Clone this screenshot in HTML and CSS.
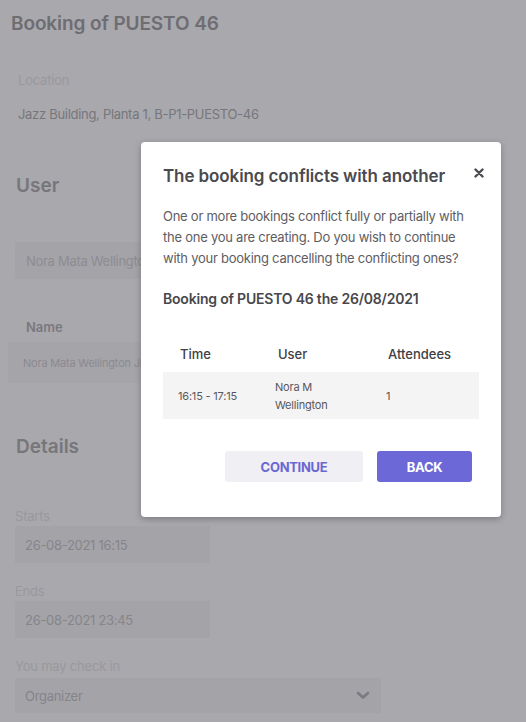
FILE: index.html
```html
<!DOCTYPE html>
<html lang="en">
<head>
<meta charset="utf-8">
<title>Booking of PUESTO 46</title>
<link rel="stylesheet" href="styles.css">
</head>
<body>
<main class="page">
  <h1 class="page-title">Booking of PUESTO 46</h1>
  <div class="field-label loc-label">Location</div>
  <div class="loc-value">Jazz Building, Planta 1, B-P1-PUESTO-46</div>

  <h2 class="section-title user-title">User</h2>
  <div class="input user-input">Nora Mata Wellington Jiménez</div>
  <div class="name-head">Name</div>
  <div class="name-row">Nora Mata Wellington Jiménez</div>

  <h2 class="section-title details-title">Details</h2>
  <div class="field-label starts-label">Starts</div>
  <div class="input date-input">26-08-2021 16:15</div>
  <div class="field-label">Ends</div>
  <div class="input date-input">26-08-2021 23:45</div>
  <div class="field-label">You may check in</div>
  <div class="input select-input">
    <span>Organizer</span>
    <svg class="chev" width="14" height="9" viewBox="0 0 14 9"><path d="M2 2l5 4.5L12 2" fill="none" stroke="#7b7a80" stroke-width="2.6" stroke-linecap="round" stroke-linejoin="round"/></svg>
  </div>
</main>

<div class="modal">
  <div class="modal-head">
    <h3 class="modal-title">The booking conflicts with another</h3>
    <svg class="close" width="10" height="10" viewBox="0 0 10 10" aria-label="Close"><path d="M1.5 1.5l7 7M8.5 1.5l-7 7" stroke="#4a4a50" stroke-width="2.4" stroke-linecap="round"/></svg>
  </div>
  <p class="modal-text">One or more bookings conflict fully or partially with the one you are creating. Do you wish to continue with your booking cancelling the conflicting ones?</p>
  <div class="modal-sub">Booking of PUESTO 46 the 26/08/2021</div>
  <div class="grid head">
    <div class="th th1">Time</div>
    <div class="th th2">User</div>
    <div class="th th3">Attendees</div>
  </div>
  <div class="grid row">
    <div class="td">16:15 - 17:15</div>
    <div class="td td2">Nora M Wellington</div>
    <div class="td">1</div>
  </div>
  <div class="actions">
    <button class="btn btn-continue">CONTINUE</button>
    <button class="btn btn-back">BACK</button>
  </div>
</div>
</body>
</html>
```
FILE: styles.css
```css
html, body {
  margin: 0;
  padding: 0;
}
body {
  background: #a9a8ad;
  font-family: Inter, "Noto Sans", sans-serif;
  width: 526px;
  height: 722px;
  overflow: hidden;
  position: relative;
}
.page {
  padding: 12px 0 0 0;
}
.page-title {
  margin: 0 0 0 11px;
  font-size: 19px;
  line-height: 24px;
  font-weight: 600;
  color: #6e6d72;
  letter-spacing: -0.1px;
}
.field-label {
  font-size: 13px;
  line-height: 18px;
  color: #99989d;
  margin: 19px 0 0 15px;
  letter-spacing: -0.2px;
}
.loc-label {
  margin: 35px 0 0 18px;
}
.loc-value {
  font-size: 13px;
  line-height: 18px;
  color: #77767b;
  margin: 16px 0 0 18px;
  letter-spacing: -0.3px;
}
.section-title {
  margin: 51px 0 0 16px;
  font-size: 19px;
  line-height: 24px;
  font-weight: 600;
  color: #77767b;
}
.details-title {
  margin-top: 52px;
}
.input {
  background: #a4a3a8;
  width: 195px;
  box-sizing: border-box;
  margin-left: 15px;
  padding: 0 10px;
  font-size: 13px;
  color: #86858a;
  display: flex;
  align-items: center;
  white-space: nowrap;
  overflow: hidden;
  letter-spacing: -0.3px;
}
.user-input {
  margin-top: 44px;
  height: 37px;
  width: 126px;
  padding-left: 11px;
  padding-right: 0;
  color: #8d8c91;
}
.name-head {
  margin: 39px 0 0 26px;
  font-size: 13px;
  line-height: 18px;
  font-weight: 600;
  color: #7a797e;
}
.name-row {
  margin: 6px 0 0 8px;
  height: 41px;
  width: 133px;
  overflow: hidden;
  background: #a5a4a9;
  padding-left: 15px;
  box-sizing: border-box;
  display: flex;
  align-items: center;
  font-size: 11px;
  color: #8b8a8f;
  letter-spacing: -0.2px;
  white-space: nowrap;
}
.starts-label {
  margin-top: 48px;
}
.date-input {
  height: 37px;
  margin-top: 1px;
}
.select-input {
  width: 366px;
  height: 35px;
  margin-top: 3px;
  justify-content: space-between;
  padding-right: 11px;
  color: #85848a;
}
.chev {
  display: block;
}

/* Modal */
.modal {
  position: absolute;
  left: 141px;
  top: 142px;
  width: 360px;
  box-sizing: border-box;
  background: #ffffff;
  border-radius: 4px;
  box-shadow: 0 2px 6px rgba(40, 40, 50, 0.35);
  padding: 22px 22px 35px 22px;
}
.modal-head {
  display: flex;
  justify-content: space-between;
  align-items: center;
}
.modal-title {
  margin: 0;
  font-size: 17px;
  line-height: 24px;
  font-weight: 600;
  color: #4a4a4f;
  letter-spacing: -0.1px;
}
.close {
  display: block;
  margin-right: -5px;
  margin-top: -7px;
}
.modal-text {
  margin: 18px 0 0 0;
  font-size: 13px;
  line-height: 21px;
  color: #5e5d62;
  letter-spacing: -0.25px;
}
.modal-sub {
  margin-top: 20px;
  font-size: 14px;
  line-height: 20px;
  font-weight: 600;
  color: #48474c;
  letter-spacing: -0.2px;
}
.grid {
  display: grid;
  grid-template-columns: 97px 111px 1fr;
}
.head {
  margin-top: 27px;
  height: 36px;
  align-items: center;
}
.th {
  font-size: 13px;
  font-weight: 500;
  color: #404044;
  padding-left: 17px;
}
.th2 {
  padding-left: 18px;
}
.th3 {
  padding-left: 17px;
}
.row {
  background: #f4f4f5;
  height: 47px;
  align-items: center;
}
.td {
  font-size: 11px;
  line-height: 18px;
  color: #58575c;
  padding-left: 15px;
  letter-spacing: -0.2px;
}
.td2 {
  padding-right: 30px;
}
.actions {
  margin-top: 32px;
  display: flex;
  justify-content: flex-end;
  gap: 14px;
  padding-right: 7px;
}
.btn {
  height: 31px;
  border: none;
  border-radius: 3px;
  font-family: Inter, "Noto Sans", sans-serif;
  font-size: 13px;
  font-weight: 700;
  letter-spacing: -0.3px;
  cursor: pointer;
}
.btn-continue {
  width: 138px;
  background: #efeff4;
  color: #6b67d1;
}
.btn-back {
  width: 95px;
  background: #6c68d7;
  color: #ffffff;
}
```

...

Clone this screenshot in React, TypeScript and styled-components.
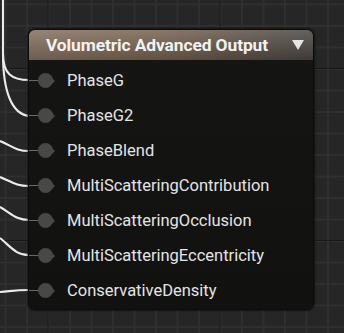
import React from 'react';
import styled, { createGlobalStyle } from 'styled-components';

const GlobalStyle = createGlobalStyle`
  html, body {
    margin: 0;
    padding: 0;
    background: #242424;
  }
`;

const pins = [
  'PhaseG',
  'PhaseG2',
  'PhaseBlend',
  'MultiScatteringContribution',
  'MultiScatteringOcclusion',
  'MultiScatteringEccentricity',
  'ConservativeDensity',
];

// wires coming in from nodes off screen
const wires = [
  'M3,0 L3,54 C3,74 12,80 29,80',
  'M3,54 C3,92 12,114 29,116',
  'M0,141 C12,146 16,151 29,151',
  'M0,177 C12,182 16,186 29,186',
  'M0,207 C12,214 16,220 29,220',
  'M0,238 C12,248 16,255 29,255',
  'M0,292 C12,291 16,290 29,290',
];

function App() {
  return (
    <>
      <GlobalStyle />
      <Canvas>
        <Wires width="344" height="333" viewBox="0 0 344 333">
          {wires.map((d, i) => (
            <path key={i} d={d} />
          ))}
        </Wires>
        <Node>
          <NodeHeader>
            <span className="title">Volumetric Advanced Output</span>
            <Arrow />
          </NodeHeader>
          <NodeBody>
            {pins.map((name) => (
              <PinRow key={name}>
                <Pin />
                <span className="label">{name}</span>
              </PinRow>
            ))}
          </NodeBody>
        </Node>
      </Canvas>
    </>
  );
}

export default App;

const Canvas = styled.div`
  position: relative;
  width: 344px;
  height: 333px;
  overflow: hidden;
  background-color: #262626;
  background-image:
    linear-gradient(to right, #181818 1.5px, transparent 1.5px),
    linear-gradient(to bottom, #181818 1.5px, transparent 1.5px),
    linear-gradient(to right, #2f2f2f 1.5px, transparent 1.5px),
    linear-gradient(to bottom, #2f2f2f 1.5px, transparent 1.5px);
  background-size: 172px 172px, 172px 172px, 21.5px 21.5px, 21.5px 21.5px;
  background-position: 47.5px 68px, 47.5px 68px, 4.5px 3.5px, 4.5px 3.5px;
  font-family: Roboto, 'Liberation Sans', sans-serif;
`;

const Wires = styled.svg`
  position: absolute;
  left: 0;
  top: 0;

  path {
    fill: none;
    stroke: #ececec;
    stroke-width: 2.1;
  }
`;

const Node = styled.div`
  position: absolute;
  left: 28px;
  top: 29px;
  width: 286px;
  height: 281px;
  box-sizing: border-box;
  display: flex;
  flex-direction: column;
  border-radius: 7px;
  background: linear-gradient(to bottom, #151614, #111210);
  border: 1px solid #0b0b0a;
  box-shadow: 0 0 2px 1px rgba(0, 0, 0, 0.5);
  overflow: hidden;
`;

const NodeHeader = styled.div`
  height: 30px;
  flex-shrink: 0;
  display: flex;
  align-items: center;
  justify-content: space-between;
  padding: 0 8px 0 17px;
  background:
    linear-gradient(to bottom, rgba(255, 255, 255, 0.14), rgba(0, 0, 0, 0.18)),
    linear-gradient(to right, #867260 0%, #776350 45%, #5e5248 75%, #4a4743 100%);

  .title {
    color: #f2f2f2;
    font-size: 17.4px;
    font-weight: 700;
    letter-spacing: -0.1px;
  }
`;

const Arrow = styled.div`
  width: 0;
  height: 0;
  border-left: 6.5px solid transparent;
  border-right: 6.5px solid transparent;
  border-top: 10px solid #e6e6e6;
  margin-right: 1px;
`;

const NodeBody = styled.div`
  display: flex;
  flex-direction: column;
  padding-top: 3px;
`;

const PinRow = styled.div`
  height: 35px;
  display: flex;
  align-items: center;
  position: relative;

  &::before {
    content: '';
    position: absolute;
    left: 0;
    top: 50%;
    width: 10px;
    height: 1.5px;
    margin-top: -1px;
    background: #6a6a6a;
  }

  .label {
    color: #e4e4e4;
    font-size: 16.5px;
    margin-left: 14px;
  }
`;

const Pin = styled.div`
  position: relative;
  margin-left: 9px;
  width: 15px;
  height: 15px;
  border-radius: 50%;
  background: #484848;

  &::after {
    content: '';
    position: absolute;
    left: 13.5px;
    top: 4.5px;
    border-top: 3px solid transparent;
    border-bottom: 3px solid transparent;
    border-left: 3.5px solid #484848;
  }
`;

● **The task**:
Spot every line that holds "this" and copy it.

● **Answer for the task**:
Clone this screenshot in HTML and CSS.
Clone this screenshot in React, TypeScript and styled-components.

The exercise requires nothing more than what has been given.